We go upstairs , lie down, feed and he is asleep in ten minutes or so. I've been fine with gently retreating As he can't roll over and the bed is huge but once he can roll that's not safe any more (and I ant sit with him all the time- I do occasionally need to pee or do stuff!) but if I pick him up and put him in the cot he yells.
The pram isn't a bad place for daytime naps. It is convenient and allows you to rock the pram to encourage baby to link sleep-cycles. Just be mindful of rocking him less in the pushchair over-time, so that you work towards him not needing the movement.
But if you are home and could, then starting to move daytime naps into the cot would be a good idea, especially once naps extend.
I would be working on cot sleeping for night time already, but that's just me. Co-sleeping or not is a personal choice. Have you got a bedside cot (a full sized cot with one side removed)? This is a nice transition where baby is in his own space in the cot, but you can still cuddle into him and settle as needed.
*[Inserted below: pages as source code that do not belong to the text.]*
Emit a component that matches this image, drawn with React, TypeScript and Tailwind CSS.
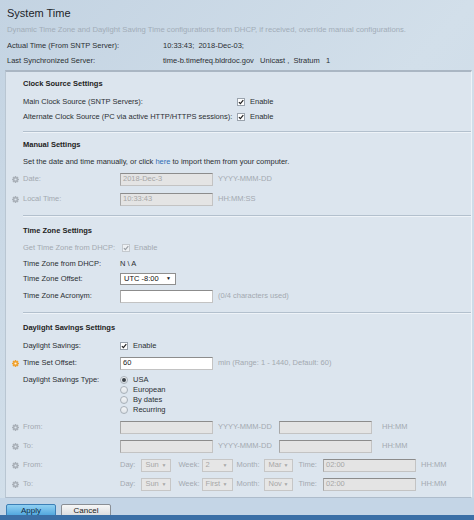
import React from 'react';

const dim = 'text-[#a3a9b0]';

function Gear({ orange = false }: { orange?: boolean }) {
  const c = orange ? '#f0a02c' : '#a9b0b8';
  return (
    <svg width="7" height="7" viewBox="0 0 14 14" className="shrink-0">
      <g fill={c}>
        <rect x="5.5" y="0" width="3" height="14" />
        <rect x="0" y="5.5" width="14" height="3" />
        <rect x="5.5" y="0" width="3" height="14" transform="rotate(45 7 7)" />
        <rect x="5.5" y="0" width="3" height="14" transform="rotate(-45 7 7)" />
        <circle cx="7" cy="7" r="5" />
      </g>
      <circle cx="7" cy="7" r="2.2" fill={orange ? '#fff4dc' : '#dde6ef'} />
    </svg>
  );
}

function Check({ disabled = false }: { disabled?: boolean }) {
  return (
    <span className={`w-[8px] h-[8px] border ${disabled ? 'border-[#c4c9ce] bg-[#eef1f4]' : 'border-[#9aa3ad] bg-white'} flex items-center justify-center shrink-0`}>
      <svg width="6" height="6" viewBox="0 0 10 10">
        <path d="M1.5 5.2 L4 7.8 L8.8 1.8" fill="none" stroke={disabled ? '#9aa0a6' : '#222'} strokeWidth="2" />
      </svg>
    </span>
  );
}

function Radio({ on = false }: { on?: boolean }) {
  return (
    <span className="w-[8px] h-[8px] rounded-full border border-[#a8b0b8] bg-gradient-to-b from-[#f4f6f8] to-[#dde2e7] flex items-center justify-center shrink-0">
      {on && <span className="w-[4px] h-[4px] rounded-full bg-[#3a4148]" />}
    </span>
  );
}

function Field({ value = '', disabled = false, cls = '' }: { value?: string; disabled?: boolean; cls?: string }) {
  return (
    <div
      className={`w-[93px] h-[13px] shrink-0 border border-[#c3c3c3] border-t-[#8c8c8c] border-l-[#a8a8a8] flex items-center px-[2px] ${
        disabled ? 'bg-[#e4e4e4] text-[#a6a6a6]' : 'bg-white text-[#222]'
      } ${cls}`}
    >
      {value}
    </div>
  );
}

function Pick({ w, value, disabled = true, cls = '' }: { w: string; value: string; disabled?: boolean; cls?: string }) {
  return (
    <div
      className={`${w} shrink-0 border flex items-center justify-between pl-[3px] pr-[4px] ${
        disabled ? 'h-[13px] border-[#c6c6c6] bg-[#e6e6e6] text-[#a6a6a6]' : 'h-[12px] border-[#8f8f8f] bg-white text-[#111]'
      } ${cls}`}
    >
      <span>{value}</span>
      <span className="text-[5px]">▼</span>
    </div>
  );
}

function Row({ label, gear, orange, muted, mt, h = 'h-[16px]', children }: {
  label: string; gear?: boolean; orange?: boolean; muted?: boolean; mt?: string; h?: string; children?: React.ReactNode;
}) {
  return (
    <div className={`flex items-center whitespace-nowrap ${h} ${mt ?? ''}`}>
      <div className={`w-[114px] pl-[6px] flex items-center gap-[4px] shrink-0 ${muted ? dim : 'text-[#2b2f33]'}`}>
        <span className="w-[7px] flex">{gear && <Gear orange={orange} />}</span>
        <span>{label}</span>
      </div>
      <div className="flex items-center">{children}</div>
    </div>
  );
}

function Heading({ text, mt }: { text: string; mt: string }) {
  return <div className={`h-[14px] flex items-center pl-[17px] font-bold text-[#222] ${mt}`}>{text}</div>;
}

function Rule({ mt }: { mt: string }) {
  return <div className={`ml-[17px] h-[2px] border-t border-[#b3c0cd] border-b border-b-[#eef3f8] ${mt}`} />;
}

// recurring-rule row: Day / Week / Month / Time
function RecurRow({ label, week, month }: { label: string; week: string; month: string }) {
  return (
    <Row label={label} gear muted mt="mt-[3px]">
      <span className={dim}>Day:</span>
      <Pick w="w-[30px]" value="Sun" cls="ml-[6px]" />
      <span className={`${dim} ml-[7px]`}>Week:</span>
      <Pick w="w-[31px]" value={week} cls="ml-[2px]" />
      <span className={`${dim} ml-[4px]`}>Month:</span>
      <Pick w="w-[29px]" value={month} cls="ml-[5px]" />
      <span className={`${dim} ml-[5px]`}>Time:</span>
      <Field value="02:00" disabled cls="ml-[6px]" />
      <span className={`${dim} ml-[5px]`}>HH:MM</span>
    </Row>
  );
}

export default function App() {
  return (
    <div className="w-[474px] h-[520px] overflow-hidden flex flex-col bg-gradient-to-br from-[#c3d3e2] via-[#d2dfea] to-[#c9d8e6] font-['Liberation_Sans',Arial,sans-serif] text-[7.5px] leading-none whitespace-nowrap">
      <div className="px-[7px] pt-[7px] h-[70px] shrink-0">
        <div className="text-[11px] text-[#1d2429] h-[13px] flex items-center">System Time</div>
        <div className="mt-[5px] text-[7.7px] text-[#a2adb8] h-[10px] flex items-center">
          Dynamic Time Zone and Daylight Saving Time configurations from DHCP, if received, override manual configurations.
        </div>
        <div className="mt-[3px] flex h-[15px] items-center text-[#2b2f33]">
          <span className="w-[156px]">Actual Time (From SNTP Server):</span>
          <span>10:33:43;&nbsp; 2018-Dec-03;</span>
        </div>
        <div className="flex h-[15px] items-center text-[#2b2f33]">
          <span className="w-[156px]">Last Synchronized Server:</span>
          <span>time-b.timefreq.bldrdoc.gov&nbsp;&nbsp; Unicast ,&nbsp; Stratum&nbsp;&nbsp; 1</span>
        </div>
      </div>

      <div className="ml-[5px] mr-[2px] flex-1 bg-[#dce5ee] border-t-2 border-t-[#aab6c3] border-l border-l-[#b9c6d2] border-r border-r-[#eef3f8] border-b border-b-[#aebccb]">
        <Heading text="Clock Source Settings" mt="mt-[5px]" />
        <div className="mt-[3px] pl-[17px] text-[#2b2f33]">
          <div className="flex items-center h-[15px]">
            <span className="w-[214px]">Main Clock Source (SNTP Servers):</span>
            <Check />
            <span className="ml-[5px]">Enable</span>
          </div>
          <div className="flex items-center h-[15px]">
            <span className="w-[214px]">Alternate Clock Source (PC via active HTTP/HTTPS sessions):</span>
            <Check />
            <span className="ml-[5px]">Enable</span>
          </div>
        </div>
        <Rule mt="mt-[7px]" />

        <Heading text="Manual Settings" mt="mt-[5px]" />
        <div className="mt-[2px] h-[15px] flex items-center pl-[17px] text-[#2b2f33]">
          Set the date and time manually, or click&nbsp;<span className="text-[#2f6fb6]">here</span>&nbsp;to import them from your computer.
        </div>
        <Row label="Date:" gear muted mt="mt-[2px]">
          <Field value="2018-Dec-3" disabled />
          <span className={`${dim} ml-[5px]`}>YYYY-MMM-DD</span>
        </Row>
        <Row label="Local Time:" gear muted mt="mt-[4px]">
          <Field value="10:33:43" disabled />
          <span className={`${dim} ml-[5px]`}>HH:MM:SS</span>
        </Row>
        <Rule mt="mt-[8px]" />

        <Heading text="Time Zone Settings" mt="mt-[7px]" />
        <Row label="Get Time Zone from DHCP:" muted mt="mt-[2px]">
          <span className="ml-[2px] flex items-center gap-[4px]">
            <Check disabled />
            <span className={dim}>Enable</span>
          </span>
        </Row>
        <Row label="Time Zone from DHCP:">
          <span className="text-[#2b2f33]">N \ A</span>
        </Row>
        <Row label="Time Zone Offset:" h="h-[13px]">
          <Pick w="w-[56px]" value="UTC -8:00" disabled={false} />
        </Row>
        <Row label="Time Zone Acronym:" mt="mt-[3px]">
          <Field />
          <span className={`${dim} ml-[5px]`}>(0/4 characters used)</span>
        </Row>
        <Rule mt="mt-[8px]" />

        <Heading text="Daylight Savings Settings" mt="mt-[7px]" />
        <Row label="Daylight Savings:" mt="mt-[3px]">
          <span className="flex items-center gap-[5px]">
            <Check />
            <span className="text-[#2b2f33]">Enable</span>
          </span>
        </Row>
        <Row label="Time Set Offset:" gear orange mt="mt-[1px]">
          <Field value="60" />
          <span className={`${dim} ml-[5px]`}>min (Range: 1 - 1440, Default: 60)</span>
        </Row>
        <div className="mt-[4px] flex items-start">
          <div className="w-[114px] pl-[17px] h-[10px] flex items-center text-[#2b2f33]">Daylight Savings Type:</div>
          <div className="flex flex-col text-[#2b2f33]">
            {['USA', 'European', 'By dates', 'Recurring'].map((t, i) => (
              <div key={t} className="h-[10px] flex items-center gap-[5px]">
                <Radio on={i === 0} />
                <span>{t}</span>
              </div>
            ))}
          </div>
        </div>
        <Row label="From:" gear muted mt="mt-[4px]">
          <Field disabled />
          <span className={`${dim} ml-[5px] w-[61px]`}>YYYY-MMM-DD</span>
          <Field disabled />
          <span className={`${dim} ml-[10px]`}>HH:MM</span>
        </Row>
        <Row label="To:" gear muted mt="mt-[3px]">
          <Field disabled />
          <span className={`${dim} ml-[5px] w-[61px]`}>YYYY-MMM-DD</span>
          <Field disabled />
          <span className={`${dim} ml-[10px]`}>HH:MM</span>
        </Row>
        <RecurRow label="From:" week="2" month="Mar" />
        <RecurRow label="To:" week="First" month="Nov" />
      </div>

      <div className="h-[17px] shrink-0 bg-[#c4d5e6] flex items-start gap-[5px] pl-[6px] pt-[6px] overflow-hidden">
        <button className="w-[50px] h-[15px] shrink-0 rounded-[2px] border border-[#3d7fb6] bg-gradient-to-b from-[#8fd0f2] to-[#3e9cd8] text-[#0f2a40] text-[8px] leading-none pb-[2px]">
          Apply
        </button>
        <button className="w-[50px] h-[15px] shrink-0 rounded-[2px] border border-[#8a8f95] bg-gradient-to-b from-[#f7f7f7] to-[#d5d7da] text-[#222] text-[8px] leading-none pb-[2px]">
          Cancel
        </button>
      </div>
      <div className="h-[5px] shrink-0 bg-[#3b6fa6]" />
    </div>
  );
}
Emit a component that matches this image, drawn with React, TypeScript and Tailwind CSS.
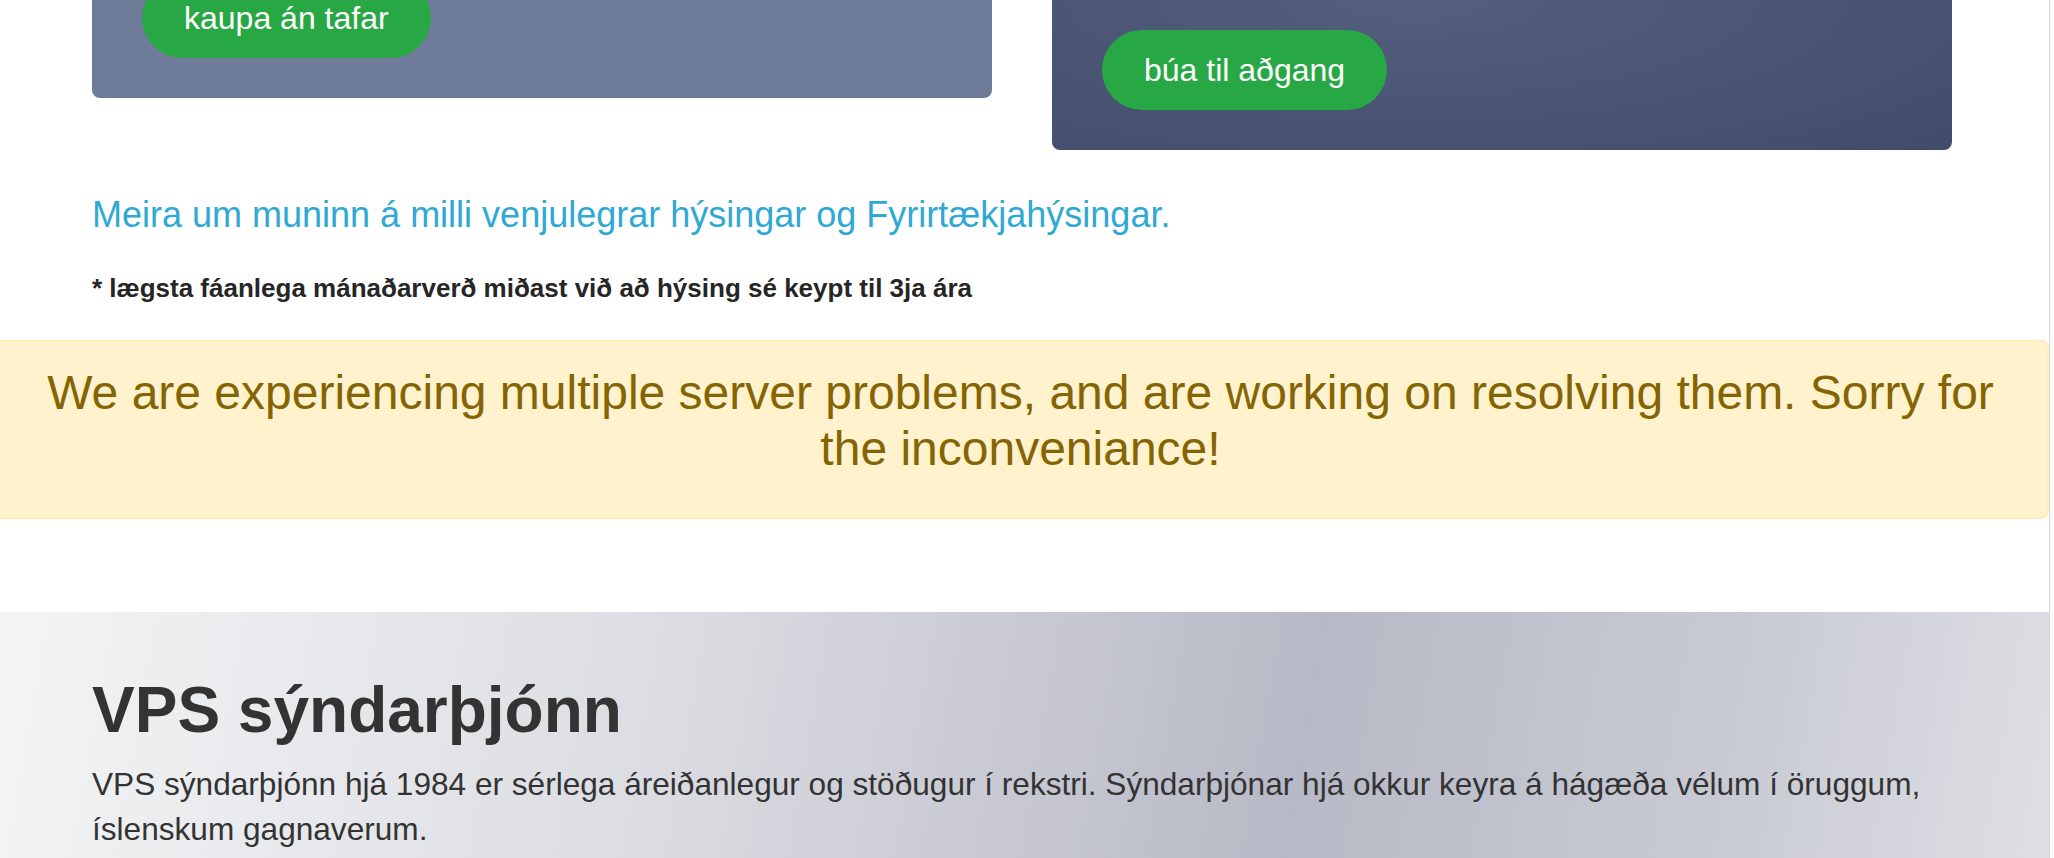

Whereabouts are you, if you don't mind me asking? (just with you mentioning snow) You don't need to say, I was just interested
and a bit nosey
I'm in Sweden it's been -25 recently but we just had a big thaw..,
I try to get out for a long walk every day so that's one nap time. He won't accept being put in and rocked indoors but will very occasionally carry on sleeping outside.
I have a big cot by the bed... I hadn't even thought about taking a side off! What a good idea. I think the mattresses are different heights but we could raise the cot I guess. Fabulous idea! Then I can lie him on a towel or muslin and just scoot him over
If I can't get it set up as a side by side, how would you suggest settling him in the cot?
Then I can lie him on a towel or muslin and just scoot him over
That's exactly what I've always done. And any wake ups that don't need a feed, you can just lean over while you stay lying in your own bed to settle baby.
Yes to settling in the cot, if possible.